--- Start Entries supplied ---

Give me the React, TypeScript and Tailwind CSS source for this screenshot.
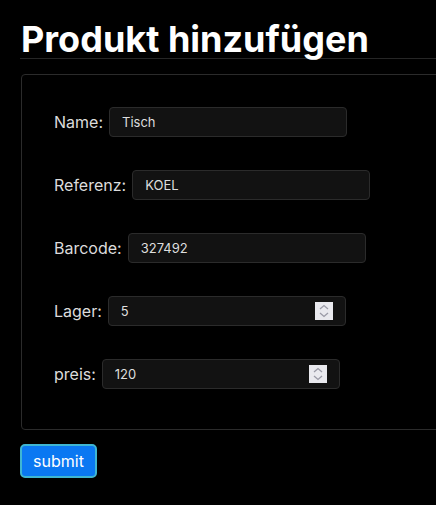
import React from "react";

function Spinner() {
  return (
    <div className="absolute right-[12px] top-1/2 -translate-y-1/2 w-[18px] h-[18px] bg-[#e9e9ee] flex flex-col items-center justify-center gap-[2px]">
      <svg width="10" height="6" viewBox="0 0 10 6" fill="none">
        <path d="M1 5L5 1.5L9 5" stroke="#9a9aa6" strokeWidth="1.3" />
      </svg>
      <svg width="10" height="6" viewBox="0 0 10 6" fill="none">
        <path d="M1 1L5 4.5L9 1" stroke="#9a9aa6" strokeWidth="1.3" />
      </svg>
    </div>
  );
}

function Field({ label, value, number }: { label: string; value: string; number?: boolean }) {
  return (
    <div className="flex items-center h-[30px]">
      <label className="text-[16px] text-[#dcdcdc] mr-[6px]">{label}</label>
      <div className="relative w-[238px] h-[30px] bg-[#121212] border border-[#2b2b2b] rounded-[4px]">
        <input
          readOnly
          value={value}
          className="w-full h-full bg-transparent pl-[12px] text-[13px] text-[#dedede] outline-none"
          style={{ fontFamily: "Inter, sans-serif" }}
        />
        {number && <Spinner />}
      </div>
    </div>
  );
}

export default function App() {
  return (
    <div
      className="bg-black min-h-[505px] w-[436px] overflow-hidden pl-[20px] pt-[21px]"
      style={{ fontFamily: "Inter, 'Noto Sans', sans-serif" }}
    >
      <h1 className="text-[36px] font-bold text-white leading-[36px] pl-[1px] border-b border-[#262626] pb-[1px]">
        Produkt hinzufügen
      </h1>
      <fieldset className="mt-[15px] ml-[1px] w-[440px] border border-[#2b2b2b] rounded-[4px] pl-[32px] pt-[32px] pb-[40px] flex flex-col gap-[33px]">
        <Field label="Name:" value="Tisch" />
        <Field label="Referenz:" value="KOEL" />
        <Field label="Barcode:" value="327492" />
        <Field label="Lager:" value="5" number />
        <Field label="preis:" value="120" number />
      </fieldset>
      <button className="mt-[14px] w-[77px] h-[34px] bg-[#0a78f2] border-2 border-[#3fb6d2] rounded-[5px] text-[16px] text-white">
        submit
      </button>
    </div>
  );
}
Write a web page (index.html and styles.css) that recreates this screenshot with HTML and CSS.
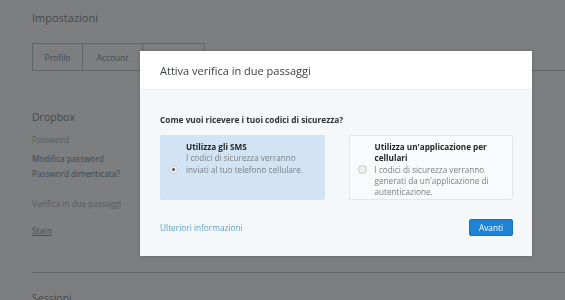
FILE: index.html
```html
<!DOCTYPE html>
<html lang="it">
<head>
  <meta charset="UTF-8">
  <title>Impostazioni</title>
  <link rel="stylesheet" href="styles.css">
</head>
<body>

<!-- Pagina delle impostazioni (sotto il modale) -->
<div class="page">
  <h1 class="page-title">Impostazioni</h1>

  <div class="tabs">
    <a class="tab">Profilo</a>
    <a class="tab">Account</a>
    <a class="tab active">Sicurezza</a>
  </div>

  <div class="section">
    <h2 class="section-title">Dropbox</h2>
    <div class="label">Password</div>
    <div class="links">
      <a class="link">Modifica password</a>
      <a class="link">Password dimenticata?</a>
    </div>
    <div class="label twostep">Verifica in due passaggi</div>
    <div class="label stato">Stato</div>
  </div>

  <div class="section last">
    <h2 class="section-title">Sessioni</h2>
  </div>
</div>

<!-- Overlay e modale -->
<div class="overlay">
  <div class="modal">
    <div class="modal-header">Attiva verifica in due passaggi</div>
    <div class="modal-body">
      <p class="question">Come vuoi ricevere i tuoi codici di sicurezza?</p>
      <div class="options">
        <label class="option selected">
          <span class="radio checked"></span>
          <span class="option-text">
            <strong>Utilizza gli SMS</strong>
            I codici di sicurezza verranno inviati al tuo telefono cellulare.
          </span>
        </label>
        <label class="option">
          <span class="radio"></span>
          <span class="option-text">
            <strong>Utilizza un'applicazione per cellulari</strong>
            I codici di sicurezza verranno generati da un'applicazione di autenticazione.
          </span>
        </label>
      </div>
      <div class="modal-footer">
        <a class="more">Ulteriori informazioni</a>
        <button class="btn-primary">Avanti</button>
      </div>
    </div>
  </div>
</div>

</body>
</html>
```

FILE: styles.css
```css
body {
  margin: 0;
  font-family: "Open Sans", "Noto Sans", sans-serif;
  background-color: #fff;
  height: 300px;
  overflow: hidden;
}

.page {
  padding: 10px 0 0 32px;
}

.page-title {
  margin: 0 0 18px;
  font-size: 11px;
  line-height: 15px;
  font-weight: 400;
  color: #8f9296;
}

.tabs {
  display: flex;
  border-bottom: 1px solid #c9ccd0;
}

.tab {
  width: 51px;
  height: 27px;
  box-sizing: border-box;
  padding-top: 8px;
  text-align: center;
  font-size: 8.5px;
  line-height: 11px;
  color: #8aa0b8;
  border: 1px solid #c9ccd0;
  border-bottom: none;
  margin-right: -1px;
}

.tab:nth-child(2) {
  width: 61px;
}

.tab.active {
  width: 63px;
}

.section {
  padding-top: 38px;
  padding-bottom: 34px;
  border-bottom: 1px solid #c9ccd0;
  font-size: 8.2px;
  line-height: 15px;
}

.section.last {
  border-bottom: none;
  padding-top: 17px;
}

.section-title {
  margin: 0 0 7px;
  font-size: 10.5px;
  line-height: 16px;
  font-weight: 400;
  color: #8f9296;
}

.label {
  color: #b9bcbf;
}

.links {
  display: flex;
  flex-direction: column;
  margin-top: 4px;
}

.link {
  color: #7896b5;
}

.twostep {
  margin-top: 15px;
}

.stato {
  margin-top: 12px;
  color: #9ea1a4;
  text-decoration: underline;
}

.overlay {
  position: fixed;
  inset: 0;
  background-color: rgba(0, 3, 6, 0.515);
}

.modal {
  position: absolute;
  left: 140px;
  top: 51px;
  width: 392px;
  background-color: #f5f8fb;
  box-shadow: 0 0 4px rgba(0, 0, 0, 0.2);
}

.modal-header {
  height: 39px;
  box-sizing: border-box;
  padding: 12px 20px 0;
  background-color: #fff;
  border-bottom: 1px solid #e9edf1;
  font-size: 11px;
  line-height: 16px;
  color: #3d4145;
}

.modal-body {
  padding: 24px 19px 20px 20px;
}

.question {
  margin: 0 0 10px;
  font-size: 8.3px;
  font-weight: 700;
  color: #2f3235;
}

.options {
  display: flex;
  gap: 24px;
}

.option {
  flex: 1;
  display: flex;
  align-items: center;
  gap: 8px;
  padding: 5px 8px 2px 8px;
  border: 1px solid #e3e7eb;
  border-radius: 2px;
  background-color: #f8fafc;
  font-size: 8.2px;
  line-height: 11.25px;
  color: #7c8085;
}

.option.selected {
  background-color: #d2e3f4;
  border-color: #d2e3f4;
}

.option-text {
  align-self: flex-start;
}

.option-text strong {
  display: block;
  color: #23272b;
}

.radio {
  flex: none;
  width: 7px;
  height: 7px;
  border-radius: 50%;
  border: 1px solid #c8cbcf;
  background-color: #eceef0;
  position: relative;
}

.radio.checked::after {
  content: "";
  position: absolute;
  left: 2px;
  top: 2px;
  width: 3px;
  height: 3px;
  border-radius: 50%;
  background-color: #555;
}

.modal-footer {
  display: flex;
  justify-content: space-between;
  align-items: center;
  margin-top: 19px;
}

.more {
  font-size: 8.3px;
  color: #5aa0c7;
}

.btn-primary {
  width: 44px;
  height: 17px;
  padding: 0;
  border: 1px solid #1a72bd;
  border-radius: 2px;
  background-color: #1f83d5;
  color: #fff;
  font-family: inherit;
  font-size: 8.3px;
}
```
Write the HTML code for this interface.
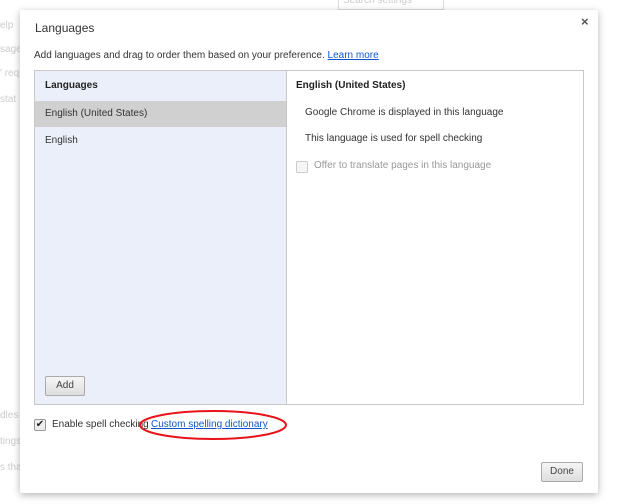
<!DOCTYPE html>
<html><head><meta charset="utf-8"><style>
body{margin:0;width:620px;height:504px;background:#fff;position:relative;overflow:hidden;font-family:"Liberation Sans",sans-serif;font-size:10px;color:#333}
.bg{position:absolute;color:#ccc;font-size:10px}
.dlg{position:absolute;left:20px;top:10px;width:578px;height:483px;background:#fff;box-shadow:0 2px 8px rgba(0,0,0,.3);border-radius:2px}
.a{position:absolute;white-space:nowrap}
a{color:#15c;text-decoration:underline}
.btn{position:absolute;border:1px solid #aaa;border-radius:2px;background:linear-gradient(#f6f6f6,#dedede);text-align:center;color:#444;box-sizing:border-box}
</style></head><body>
<div class="bg" style="left:0;top:20px">elp</div>
<div class="bg" style="left:0;top:44px">sage</div>
<div class="bg" style="left:0;top:68px">' req</div>
<div class="bg" style="left:0;top:94px">stat</div>
<div class="bg" style="left:0;top:410px">dles</div>
<div class="bg" style="left:0;top:436px">tings</div>
<div class="bg" style="left:0;top:462px">s tha</div>
<div style="position:absolute;left:338px;top:-6px;width:100px;height:14px;border:1px solid #ddd;background:#fff;color:#ccc;font-size:10px;padding-left:4px">Search settings</div>
<div class="dlg">
 <div class="a" style="left:15px;top:11px;font-size:12px;color:#333">Languages</div>
 <div class="a" style="left:561px;top:4px;font-size:13px;font-weight:bold;color:#555">×</div>
 <div class="a" style="left:14px;top:40px">Add languages and drag to order them based on your preference. <a>Learn more</a></div>
 <div style="position:absolute;left:14px;top:60px;width:548px;height:333px;border:1px solid #c8c8c8"></div>
 <div style="position:absolute;left:15px;top:61px;width:251px;height:333px;background:#ebeffa;border-right:1px solid #c8c8c8"></div>
 <div style="position:absolute;left:15px;top:91px;width:251px;height:26px;background:#d0d0d0"></div>
 <div class="a" style="left:25px;top:70px;font-weight:bold;color:#222">Languages</div>
 <div class="a" style="left:25px;top:98px">English (United States)</div>
 <div class="a" style="left:25px;top:125px">English</div>
 <div class="btn" style="left:25px;top:366px;width:40px;height:20px;line-height:18px">Add</div>
 <div class="a" style="left:276px;top:70px;font-weight:bold;color:#222">English (United States)</div>
 <div class="a" style="left:285px;top:97px">Google Chrome is displayed in this language</div>
 <div class="a" style="left:285px;top:123px">This language is used for spell checking</div>
 <div style="position:absolute;left:276px;top:151px;width:10px;height:10px;border:1px solid #ccc;border-radius:2px;background:#f6f6f6"></div>
 <div class="a" style="left:294px;top:150px;color:#999">Offer to translate pages in this language</div>
 <div style="position:absolute;left:14px;top:409px;width:10px;height:10px;border:1px solid #999;border-radius:2px;background:#eee;font-size:10px;line-height:10px;text-align:center;color:#222">✔</div>
 <div class="a" style="left:32px;top:409px">Enable spell checking</div>
 <div class="a" style="left:131px;top:409px"><a>Custom spelling dictionary</a></div>
 <svg style="position:absolute;left:0;top:0" width="578" height="483"><ellipse cx="193" cy="415" rx="73" ry="14" fill="none" stroke="#e8131b" stroke-width="2"/></svg>
 <div class="btn" style="left:521px;top:452px;width:42px;height:20px;line-height:18px">Done</div>
</div>
</body></html>
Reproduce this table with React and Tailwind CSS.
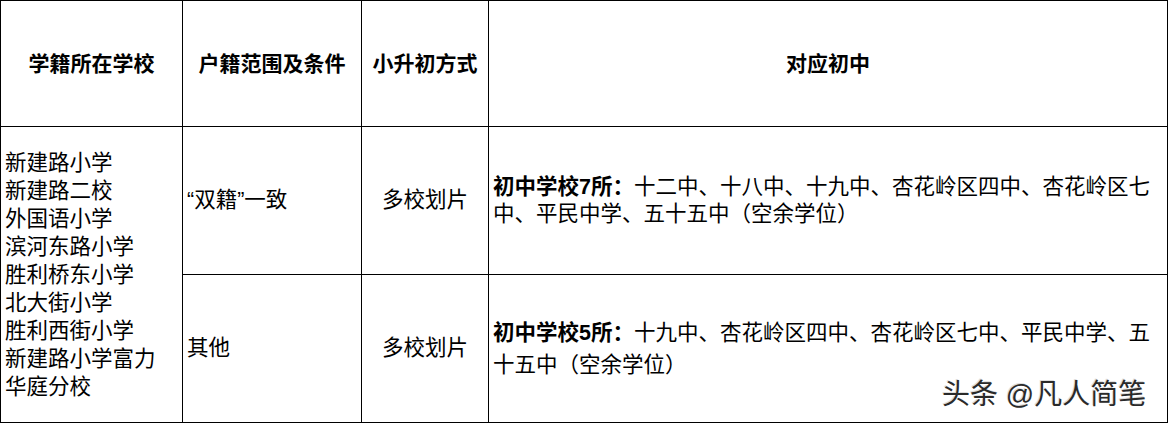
import React from "react";

const cjk = { fontFamily: '"Liberation Sans", "Noto Sans CJK SC", sans-serif' };

const schools = [
  "新建路小学",
  "新建路二校",
  "外国语小学",
  "滨河东路小学",
  "胜利桥东小学",
  "北大街小学",
  "胜利西街小学",
  "新建路小学富力",
  "华庭分校",
];

const App = () => {
  return (
    <div
      className="relative w-[1168px] h-[423px] bg-white text-black overflow-hidden"
      style={cjk}
    >
      <table className="w-[1168px] h-[423px] table-fixed border-collapse">
        <colgroup>
          <col className="w-[182px]" />
          <col className="w-[179px]" />
          <col className="w-[127px]" />
          <col />
        </colgroup>
        <thead>
          <tr className="h-[126px]">
            <th className="border-[1.5px] border-black text-[21px] font-bold text-center align-middle">
              学籍所在学校
            </th>
            <th className="border-[1.5px] border-black text-[21px] font-bold text-center align-middle">
              户籍范围及条件
            </th>
            <th className="border-[1.5px] border-black text-[21px] font-bold text-center align-middle whitespace-nowrap">
              小升初方式
            </th>
            <th className="border-[1.5px] border-black text-[21px] font-bold text-center align-middle">
              对应初中
            </th>
          </tr>
        </thead>
        <tbody>
          <tr className="h-[148px]">
            <td
              rowSpan={2}
              className="border-[1.5px] border-black align-middle pl-[4px] text-[21.5px] leading-[28px]"
            >
              {schools.map((s) => (
                <div key={s} className="whitespace-nowrap">
                  {s}
                </div>
              ))}
            </td>
            <td className="border-[1.5px] border-black align-middle pl-[4px] text-[21.5px]">
              “双籍”一致
            </td>
            <td className="border-[1.5px] border-black align-middle text-center text-[21.5px]">
              多校划片
            </td>
            <td className="border-[1.5px] border-black align-middle pl-[4px] pr-[2px] text-[21.5px] leading-[27px]">
              <span className="font-bold">初中学校7所：</span>
              十二中、十八中、十九中、杏花岭区四中、杏花岭区七中、平民中学、五十五中（空余学位）
            </td>
          </tr>
          <tr className="h-[148px]">
            <td className="border-[1.5px] border-black align-middle pl-[4px] text-[21.5px]">
              其他
            </td>
            <td className="border-[1.5px] border-black align-middle text-center text-[21.5px]">
              多校划片
            </td>
            <td className="border-[1.5px] border-black align-middle pl-[4px] pr-[2px] text-[21.5px] leading-[32px]">
              <span className="font-bold">初中学校5所：</span>
              十九中、杏花岭区四中、杏花岭区七中、平民中学、五十五中（空余学位）
            </td>
          </tr>
        </tbody>
      </table>
      <div className="absolute left-[942px] top-[378px] text-[28px] leading-[34px] text-[#2a2a2a] whitespace-nowrap [text-shadow:1px_1px_0_#fff,-1px_-1px_0_#ddd]">
        头条 @凡人简笔
      </div>
    </div>
  );
};

export default App;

--- End Entries supplied ---

■ **Set exercise**
From the data above, copy each line where the string "React" appears.

■ **Problem solution**
Give me the React, TypeScript and Tailwind CSS source for this screenshot.
import React from "react";
Reproduce this table with React and Tailwind CSS.
import React from "react";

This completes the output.